## Extracted records

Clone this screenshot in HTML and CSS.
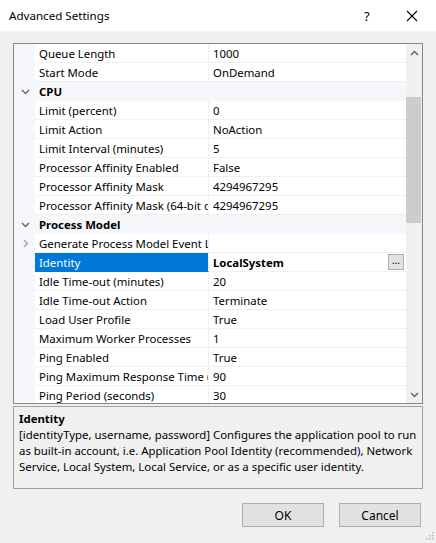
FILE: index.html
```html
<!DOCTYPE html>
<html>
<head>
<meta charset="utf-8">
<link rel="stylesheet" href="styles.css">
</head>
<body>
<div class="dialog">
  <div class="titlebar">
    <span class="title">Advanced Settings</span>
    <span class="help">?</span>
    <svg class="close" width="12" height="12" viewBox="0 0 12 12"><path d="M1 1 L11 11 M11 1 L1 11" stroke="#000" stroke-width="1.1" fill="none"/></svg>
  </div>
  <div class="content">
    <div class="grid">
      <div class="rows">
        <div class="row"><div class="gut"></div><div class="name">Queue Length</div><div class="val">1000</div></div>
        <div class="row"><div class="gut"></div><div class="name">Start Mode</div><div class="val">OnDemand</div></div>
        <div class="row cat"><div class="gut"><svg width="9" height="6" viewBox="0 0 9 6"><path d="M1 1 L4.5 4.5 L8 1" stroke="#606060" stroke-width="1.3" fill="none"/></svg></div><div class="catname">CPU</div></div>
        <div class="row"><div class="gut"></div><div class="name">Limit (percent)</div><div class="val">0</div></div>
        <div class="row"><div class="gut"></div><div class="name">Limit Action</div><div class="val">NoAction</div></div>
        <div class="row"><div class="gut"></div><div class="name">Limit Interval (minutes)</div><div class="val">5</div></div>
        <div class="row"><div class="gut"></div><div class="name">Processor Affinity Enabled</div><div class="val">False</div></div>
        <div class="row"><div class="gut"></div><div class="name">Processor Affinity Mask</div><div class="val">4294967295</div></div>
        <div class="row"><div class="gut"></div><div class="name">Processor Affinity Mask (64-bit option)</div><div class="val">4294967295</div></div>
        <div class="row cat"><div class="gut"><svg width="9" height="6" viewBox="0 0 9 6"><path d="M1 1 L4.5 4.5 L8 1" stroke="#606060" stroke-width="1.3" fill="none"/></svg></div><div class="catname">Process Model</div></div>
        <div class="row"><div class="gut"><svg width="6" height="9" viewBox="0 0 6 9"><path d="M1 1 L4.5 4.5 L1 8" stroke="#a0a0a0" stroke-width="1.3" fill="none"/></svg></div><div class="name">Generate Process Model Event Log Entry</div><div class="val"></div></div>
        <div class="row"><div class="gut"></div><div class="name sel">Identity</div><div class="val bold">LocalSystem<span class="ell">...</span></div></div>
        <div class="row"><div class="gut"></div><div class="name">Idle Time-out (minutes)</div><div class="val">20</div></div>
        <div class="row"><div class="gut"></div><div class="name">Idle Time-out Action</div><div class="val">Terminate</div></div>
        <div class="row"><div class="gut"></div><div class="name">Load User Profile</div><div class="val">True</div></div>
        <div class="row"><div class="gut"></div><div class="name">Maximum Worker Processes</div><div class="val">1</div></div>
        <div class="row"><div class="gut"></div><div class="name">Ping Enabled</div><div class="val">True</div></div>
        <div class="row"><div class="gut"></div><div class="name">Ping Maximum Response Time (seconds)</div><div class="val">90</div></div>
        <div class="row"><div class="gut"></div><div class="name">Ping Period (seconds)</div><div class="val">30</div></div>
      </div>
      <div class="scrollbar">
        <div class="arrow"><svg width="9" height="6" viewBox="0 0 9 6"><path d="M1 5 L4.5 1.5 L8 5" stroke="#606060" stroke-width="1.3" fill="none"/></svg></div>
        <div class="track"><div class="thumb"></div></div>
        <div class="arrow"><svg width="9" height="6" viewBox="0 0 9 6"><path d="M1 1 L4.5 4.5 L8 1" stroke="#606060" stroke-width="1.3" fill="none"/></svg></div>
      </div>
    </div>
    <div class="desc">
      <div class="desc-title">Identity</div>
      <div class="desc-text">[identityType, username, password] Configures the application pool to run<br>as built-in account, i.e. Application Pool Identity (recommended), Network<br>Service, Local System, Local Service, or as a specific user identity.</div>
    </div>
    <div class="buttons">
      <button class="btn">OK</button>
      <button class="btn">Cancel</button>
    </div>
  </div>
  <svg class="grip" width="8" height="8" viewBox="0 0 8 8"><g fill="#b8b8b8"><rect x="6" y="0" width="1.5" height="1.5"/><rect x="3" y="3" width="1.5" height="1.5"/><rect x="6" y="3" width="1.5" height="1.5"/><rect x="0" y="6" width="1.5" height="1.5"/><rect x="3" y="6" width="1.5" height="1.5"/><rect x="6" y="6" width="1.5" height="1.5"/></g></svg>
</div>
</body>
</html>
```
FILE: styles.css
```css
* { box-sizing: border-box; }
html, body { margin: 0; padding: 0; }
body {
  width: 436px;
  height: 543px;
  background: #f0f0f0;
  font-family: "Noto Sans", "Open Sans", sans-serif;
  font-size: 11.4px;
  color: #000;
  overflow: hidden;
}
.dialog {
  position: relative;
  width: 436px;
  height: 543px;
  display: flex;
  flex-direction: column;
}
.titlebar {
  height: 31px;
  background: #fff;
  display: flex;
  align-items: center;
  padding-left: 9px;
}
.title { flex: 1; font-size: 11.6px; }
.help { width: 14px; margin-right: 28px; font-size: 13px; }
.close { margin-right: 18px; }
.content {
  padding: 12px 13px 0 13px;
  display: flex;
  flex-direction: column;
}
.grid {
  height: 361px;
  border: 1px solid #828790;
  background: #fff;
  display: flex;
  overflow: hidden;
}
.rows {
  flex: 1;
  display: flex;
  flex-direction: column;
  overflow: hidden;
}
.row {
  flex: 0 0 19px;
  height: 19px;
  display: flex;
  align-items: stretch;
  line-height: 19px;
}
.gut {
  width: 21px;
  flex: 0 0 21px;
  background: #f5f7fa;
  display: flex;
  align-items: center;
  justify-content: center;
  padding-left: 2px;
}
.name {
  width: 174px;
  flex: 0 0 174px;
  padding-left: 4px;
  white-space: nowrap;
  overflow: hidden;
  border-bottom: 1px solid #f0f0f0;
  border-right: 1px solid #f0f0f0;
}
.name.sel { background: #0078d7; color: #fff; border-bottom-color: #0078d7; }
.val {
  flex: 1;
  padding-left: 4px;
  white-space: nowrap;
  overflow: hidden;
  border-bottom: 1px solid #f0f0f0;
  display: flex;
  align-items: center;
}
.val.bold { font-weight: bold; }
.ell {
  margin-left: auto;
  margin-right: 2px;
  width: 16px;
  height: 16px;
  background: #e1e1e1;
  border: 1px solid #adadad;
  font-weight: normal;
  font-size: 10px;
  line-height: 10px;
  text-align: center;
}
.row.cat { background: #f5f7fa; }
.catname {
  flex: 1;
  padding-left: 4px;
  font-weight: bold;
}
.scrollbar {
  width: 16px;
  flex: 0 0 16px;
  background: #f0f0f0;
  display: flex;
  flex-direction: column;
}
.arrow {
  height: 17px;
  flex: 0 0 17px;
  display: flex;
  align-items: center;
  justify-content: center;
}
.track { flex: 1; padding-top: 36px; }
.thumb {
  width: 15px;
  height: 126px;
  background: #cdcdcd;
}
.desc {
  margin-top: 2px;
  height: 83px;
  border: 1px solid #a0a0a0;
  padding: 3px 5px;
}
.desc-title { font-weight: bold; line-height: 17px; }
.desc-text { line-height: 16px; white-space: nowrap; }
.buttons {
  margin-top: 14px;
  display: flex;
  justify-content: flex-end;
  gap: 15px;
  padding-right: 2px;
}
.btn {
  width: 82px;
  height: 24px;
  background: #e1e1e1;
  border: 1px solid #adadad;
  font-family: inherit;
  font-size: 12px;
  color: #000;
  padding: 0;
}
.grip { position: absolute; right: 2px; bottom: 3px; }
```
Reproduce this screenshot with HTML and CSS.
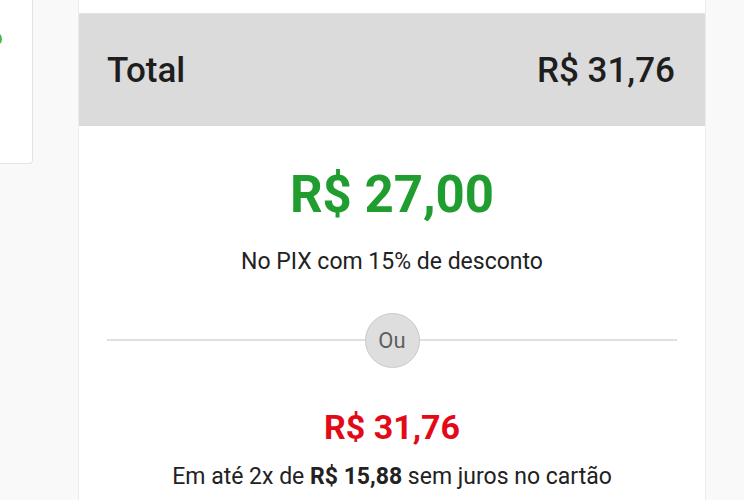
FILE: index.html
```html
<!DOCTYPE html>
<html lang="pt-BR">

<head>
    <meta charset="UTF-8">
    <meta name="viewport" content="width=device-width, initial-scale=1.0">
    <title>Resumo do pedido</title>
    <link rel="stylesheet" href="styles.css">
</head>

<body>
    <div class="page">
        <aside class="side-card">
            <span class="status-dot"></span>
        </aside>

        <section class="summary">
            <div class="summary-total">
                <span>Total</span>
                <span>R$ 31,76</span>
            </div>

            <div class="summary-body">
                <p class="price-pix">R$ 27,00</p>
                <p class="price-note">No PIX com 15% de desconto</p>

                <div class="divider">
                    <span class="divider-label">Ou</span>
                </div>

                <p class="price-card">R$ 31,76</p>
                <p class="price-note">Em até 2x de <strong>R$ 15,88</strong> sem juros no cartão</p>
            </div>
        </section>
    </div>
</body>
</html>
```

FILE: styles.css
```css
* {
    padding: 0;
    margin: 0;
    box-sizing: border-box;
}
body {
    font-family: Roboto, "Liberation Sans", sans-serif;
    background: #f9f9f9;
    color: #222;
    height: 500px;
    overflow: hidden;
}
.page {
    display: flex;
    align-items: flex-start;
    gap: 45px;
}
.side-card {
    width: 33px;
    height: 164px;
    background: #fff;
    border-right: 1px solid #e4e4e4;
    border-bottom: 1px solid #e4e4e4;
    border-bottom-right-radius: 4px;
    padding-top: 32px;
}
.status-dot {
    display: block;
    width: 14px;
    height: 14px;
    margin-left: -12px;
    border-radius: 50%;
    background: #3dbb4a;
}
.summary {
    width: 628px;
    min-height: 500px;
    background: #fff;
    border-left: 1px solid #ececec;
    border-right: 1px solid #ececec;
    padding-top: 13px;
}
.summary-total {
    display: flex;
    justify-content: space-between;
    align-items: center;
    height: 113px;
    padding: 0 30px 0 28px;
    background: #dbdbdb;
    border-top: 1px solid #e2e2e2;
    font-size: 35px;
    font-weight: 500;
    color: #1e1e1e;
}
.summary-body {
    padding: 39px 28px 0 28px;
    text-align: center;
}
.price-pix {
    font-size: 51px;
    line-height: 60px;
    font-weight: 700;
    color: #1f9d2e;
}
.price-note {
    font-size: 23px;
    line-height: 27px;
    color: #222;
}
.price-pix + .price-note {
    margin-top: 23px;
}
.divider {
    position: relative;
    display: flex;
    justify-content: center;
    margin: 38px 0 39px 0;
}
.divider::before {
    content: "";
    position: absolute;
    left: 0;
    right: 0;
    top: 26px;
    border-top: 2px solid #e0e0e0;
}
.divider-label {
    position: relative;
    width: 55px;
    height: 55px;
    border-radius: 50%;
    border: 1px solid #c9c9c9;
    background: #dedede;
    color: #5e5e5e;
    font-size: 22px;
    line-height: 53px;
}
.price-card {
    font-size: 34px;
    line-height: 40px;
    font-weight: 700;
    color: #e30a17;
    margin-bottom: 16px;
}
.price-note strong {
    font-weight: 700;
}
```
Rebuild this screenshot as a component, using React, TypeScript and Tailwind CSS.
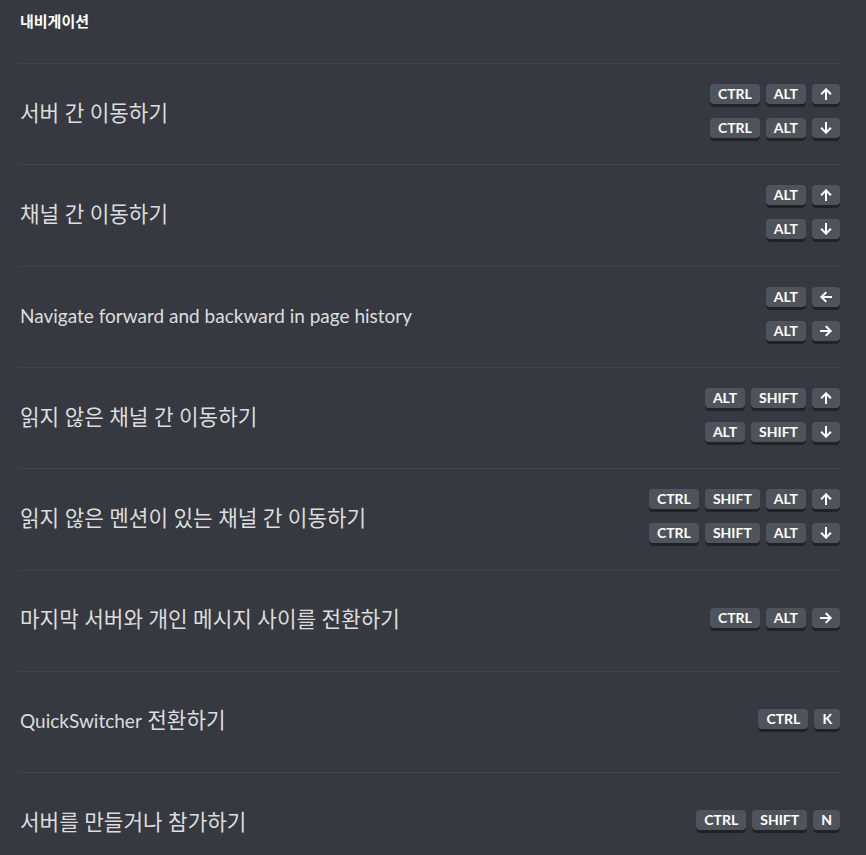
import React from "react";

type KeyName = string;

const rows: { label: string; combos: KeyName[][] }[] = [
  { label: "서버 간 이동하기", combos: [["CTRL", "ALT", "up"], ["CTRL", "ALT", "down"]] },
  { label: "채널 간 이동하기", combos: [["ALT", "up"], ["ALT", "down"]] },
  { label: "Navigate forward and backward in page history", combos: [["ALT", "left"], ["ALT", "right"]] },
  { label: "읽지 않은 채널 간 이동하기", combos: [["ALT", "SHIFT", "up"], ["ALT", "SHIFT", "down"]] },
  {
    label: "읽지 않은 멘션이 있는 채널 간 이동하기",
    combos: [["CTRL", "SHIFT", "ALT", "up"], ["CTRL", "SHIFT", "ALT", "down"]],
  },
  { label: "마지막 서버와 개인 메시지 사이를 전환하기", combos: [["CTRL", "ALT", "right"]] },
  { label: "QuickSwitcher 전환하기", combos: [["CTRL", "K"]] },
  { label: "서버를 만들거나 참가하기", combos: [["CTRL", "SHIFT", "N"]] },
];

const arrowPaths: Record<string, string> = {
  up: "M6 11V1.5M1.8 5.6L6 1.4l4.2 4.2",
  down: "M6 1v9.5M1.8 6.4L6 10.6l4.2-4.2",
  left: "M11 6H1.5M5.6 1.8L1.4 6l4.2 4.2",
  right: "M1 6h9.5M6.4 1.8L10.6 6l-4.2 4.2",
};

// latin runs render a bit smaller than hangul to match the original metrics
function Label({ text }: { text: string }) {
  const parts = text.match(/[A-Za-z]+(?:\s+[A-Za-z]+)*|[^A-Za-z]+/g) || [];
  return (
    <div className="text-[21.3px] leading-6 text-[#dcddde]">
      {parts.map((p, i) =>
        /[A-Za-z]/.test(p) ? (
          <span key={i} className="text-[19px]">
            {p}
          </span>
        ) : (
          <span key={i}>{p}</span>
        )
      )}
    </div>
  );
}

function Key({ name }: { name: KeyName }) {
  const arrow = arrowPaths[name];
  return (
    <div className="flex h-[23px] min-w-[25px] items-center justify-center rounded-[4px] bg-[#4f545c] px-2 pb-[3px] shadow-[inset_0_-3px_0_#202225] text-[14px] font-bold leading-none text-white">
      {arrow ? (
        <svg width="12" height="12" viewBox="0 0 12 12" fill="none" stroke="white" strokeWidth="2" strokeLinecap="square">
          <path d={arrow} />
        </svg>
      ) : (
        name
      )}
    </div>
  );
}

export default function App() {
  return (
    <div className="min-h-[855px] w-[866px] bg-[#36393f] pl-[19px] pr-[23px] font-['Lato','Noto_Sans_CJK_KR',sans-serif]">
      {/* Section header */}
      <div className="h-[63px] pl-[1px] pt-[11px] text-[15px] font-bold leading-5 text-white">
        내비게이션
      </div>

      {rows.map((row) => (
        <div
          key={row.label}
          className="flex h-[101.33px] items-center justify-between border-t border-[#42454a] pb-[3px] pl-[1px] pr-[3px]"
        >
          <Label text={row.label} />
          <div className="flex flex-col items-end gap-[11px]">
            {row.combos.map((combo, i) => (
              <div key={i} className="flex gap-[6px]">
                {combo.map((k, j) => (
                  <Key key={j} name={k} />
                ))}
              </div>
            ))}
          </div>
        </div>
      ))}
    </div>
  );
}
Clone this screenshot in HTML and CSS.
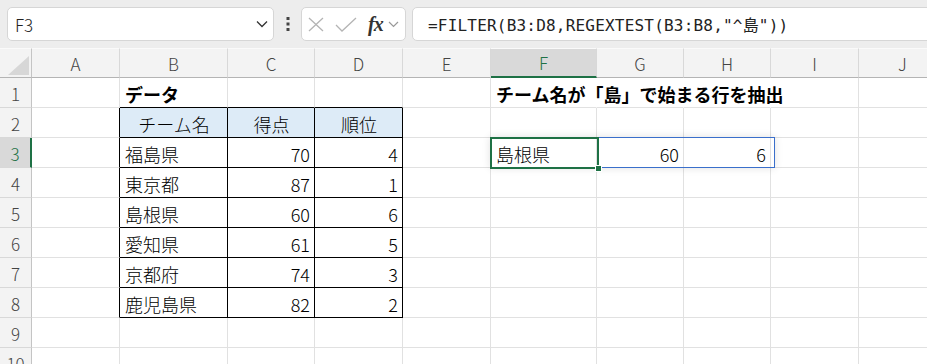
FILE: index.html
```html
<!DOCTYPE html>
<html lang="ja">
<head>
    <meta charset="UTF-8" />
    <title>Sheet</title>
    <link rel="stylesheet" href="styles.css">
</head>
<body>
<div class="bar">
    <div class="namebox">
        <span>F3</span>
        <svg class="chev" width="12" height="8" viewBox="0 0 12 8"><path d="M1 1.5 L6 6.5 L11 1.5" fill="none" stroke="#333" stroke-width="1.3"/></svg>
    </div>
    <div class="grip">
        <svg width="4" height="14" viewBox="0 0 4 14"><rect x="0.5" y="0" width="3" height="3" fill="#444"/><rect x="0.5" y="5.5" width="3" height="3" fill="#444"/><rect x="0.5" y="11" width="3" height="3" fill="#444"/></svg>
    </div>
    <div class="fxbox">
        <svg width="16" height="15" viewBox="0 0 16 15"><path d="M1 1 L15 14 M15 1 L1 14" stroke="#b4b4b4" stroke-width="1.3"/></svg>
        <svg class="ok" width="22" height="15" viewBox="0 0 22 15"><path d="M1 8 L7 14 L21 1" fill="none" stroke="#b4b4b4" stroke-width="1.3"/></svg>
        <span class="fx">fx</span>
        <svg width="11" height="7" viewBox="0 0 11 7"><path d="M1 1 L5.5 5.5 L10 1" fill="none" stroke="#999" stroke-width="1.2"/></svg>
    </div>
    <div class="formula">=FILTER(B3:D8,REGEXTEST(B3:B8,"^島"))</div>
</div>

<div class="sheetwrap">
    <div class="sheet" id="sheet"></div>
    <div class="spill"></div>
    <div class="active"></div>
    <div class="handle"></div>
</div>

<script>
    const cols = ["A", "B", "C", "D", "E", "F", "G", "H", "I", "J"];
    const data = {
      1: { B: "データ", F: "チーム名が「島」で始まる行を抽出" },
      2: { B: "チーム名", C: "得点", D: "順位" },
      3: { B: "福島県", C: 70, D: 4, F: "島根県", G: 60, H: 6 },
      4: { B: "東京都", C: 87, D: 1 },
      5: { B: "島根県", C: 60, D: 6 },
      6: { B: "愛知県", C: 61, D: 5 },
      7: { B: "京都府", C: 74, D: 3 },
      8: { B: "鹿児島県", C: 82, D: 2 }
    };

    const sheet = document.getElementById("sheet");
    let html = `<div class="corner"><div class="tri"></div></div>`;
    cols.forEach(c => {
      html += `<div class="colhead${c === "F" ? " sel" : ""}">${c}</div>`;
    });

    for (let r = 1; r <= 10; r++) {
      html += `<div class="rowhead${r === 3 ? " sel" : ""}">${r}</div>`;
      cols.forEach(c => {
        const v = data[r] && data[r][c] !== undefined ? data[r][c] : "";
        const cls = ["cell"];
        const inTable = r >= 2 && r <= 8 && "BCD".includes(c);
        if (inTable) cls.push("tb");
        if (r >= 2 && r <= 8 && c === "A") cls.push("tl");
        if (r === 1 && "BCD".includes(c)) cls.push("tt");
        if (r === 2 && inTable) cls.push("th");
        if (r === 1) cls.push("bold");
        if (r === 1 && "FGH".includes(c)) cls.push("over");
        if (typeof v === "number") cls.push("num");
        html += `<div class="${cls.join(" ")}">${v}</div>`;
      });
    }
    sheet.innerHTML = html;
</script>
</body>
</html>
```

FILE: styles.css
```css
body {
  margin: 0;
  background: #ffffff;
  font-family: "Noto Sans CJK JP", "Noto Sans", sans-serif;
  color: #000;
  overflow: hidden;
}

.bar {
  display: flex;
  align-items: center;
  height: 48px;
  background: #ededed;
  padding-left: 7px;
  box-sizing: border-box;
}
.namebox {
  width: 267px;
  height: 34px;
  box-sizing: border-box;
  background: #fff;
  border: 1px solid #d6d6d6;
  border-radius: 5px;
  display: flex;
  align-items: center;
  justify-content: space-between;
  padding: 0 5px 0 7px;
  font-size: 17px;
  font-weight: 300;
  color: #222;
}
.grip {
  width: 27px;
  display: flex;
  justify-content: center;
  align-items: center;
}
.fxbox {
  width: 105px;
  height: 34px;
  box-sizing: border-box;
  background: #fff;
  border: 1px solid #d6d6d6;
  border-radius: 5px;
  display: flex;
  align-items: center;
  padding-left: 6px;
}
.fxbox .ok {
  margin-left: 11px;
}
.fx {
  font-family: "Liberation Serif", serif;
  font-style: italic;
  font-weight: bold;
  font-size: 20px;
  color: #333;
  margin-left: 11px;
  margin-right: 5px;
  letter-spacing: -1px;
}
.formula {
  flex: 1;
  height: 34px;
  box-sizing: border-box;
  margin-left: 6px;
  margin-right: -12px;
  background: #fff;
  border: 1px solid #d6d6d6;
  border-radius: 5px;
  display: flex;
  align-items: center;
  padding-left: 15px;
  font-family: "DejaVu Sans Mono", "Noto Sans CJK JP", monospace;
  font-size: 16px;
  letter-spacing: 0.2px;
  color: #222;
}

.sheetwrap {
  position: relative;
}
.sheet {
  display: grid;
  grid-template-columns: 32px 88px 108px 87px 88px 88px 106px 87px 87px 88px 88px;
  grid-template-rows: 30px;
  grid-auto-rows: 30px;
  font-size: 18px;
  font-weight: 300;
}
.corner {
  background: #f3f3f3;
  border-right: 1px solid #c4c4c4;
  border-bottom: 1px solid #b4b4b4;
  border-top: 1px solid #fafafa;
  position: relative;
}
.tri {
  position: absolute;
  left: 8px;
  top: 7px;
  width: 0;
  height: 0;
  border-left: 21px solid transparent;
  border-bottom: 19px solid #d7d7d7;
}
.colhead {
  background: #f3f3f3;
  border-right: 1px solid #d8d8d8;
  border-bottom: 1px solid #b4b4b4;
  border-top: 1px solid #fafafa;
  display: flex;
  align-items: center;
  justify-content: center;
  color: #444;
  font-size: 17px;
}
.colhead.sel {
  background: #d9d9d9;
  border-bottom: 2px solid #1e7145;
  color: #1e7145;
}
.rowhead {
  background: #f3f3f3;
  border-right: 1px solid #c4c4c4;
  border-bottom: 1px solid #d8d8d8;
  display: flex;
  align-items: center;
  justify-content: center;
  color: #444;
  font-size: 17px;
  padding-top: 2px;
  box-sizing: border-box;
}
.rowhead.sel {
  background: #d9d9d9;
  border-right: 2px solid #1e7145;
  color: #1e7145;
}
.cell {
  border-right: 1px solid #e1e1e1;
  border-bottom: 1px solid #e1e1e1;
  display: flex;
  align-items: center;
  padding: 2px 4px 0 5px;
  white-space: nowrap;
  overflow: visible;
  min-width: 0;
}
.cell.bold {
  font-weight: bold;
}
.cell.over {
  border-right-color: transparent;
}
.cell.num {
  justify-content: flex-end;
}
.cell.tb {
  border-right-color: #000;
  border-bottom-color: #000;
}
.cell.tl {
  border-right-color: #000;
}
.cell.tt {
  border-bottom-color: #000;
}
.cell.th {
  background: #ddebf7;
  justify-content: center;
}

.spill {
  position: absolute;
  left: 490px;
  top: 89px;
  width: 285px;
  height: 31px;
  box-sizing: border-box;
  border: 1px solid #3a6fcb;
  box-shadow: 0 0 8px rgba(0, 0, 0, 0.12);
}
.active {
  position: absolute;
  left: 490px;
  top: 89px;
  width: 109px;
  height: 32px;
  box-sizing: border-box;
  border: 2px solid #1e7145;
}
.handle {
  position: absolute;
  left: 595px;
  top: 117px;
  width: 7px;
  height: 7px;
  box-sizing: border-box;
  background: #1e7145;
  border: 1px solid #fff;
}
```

## Task details
Pull out all lines from the entries above in which the word "screenshot" appears.

## Finished task
Clone this screenshot in HTML and CSS.
Reproduce this screenshot with HTML and CSS.
Rebuild this screenshot as a component, using React, TypeScript and Tailwind CSS.
Clone this screenshot in HTML and CSS.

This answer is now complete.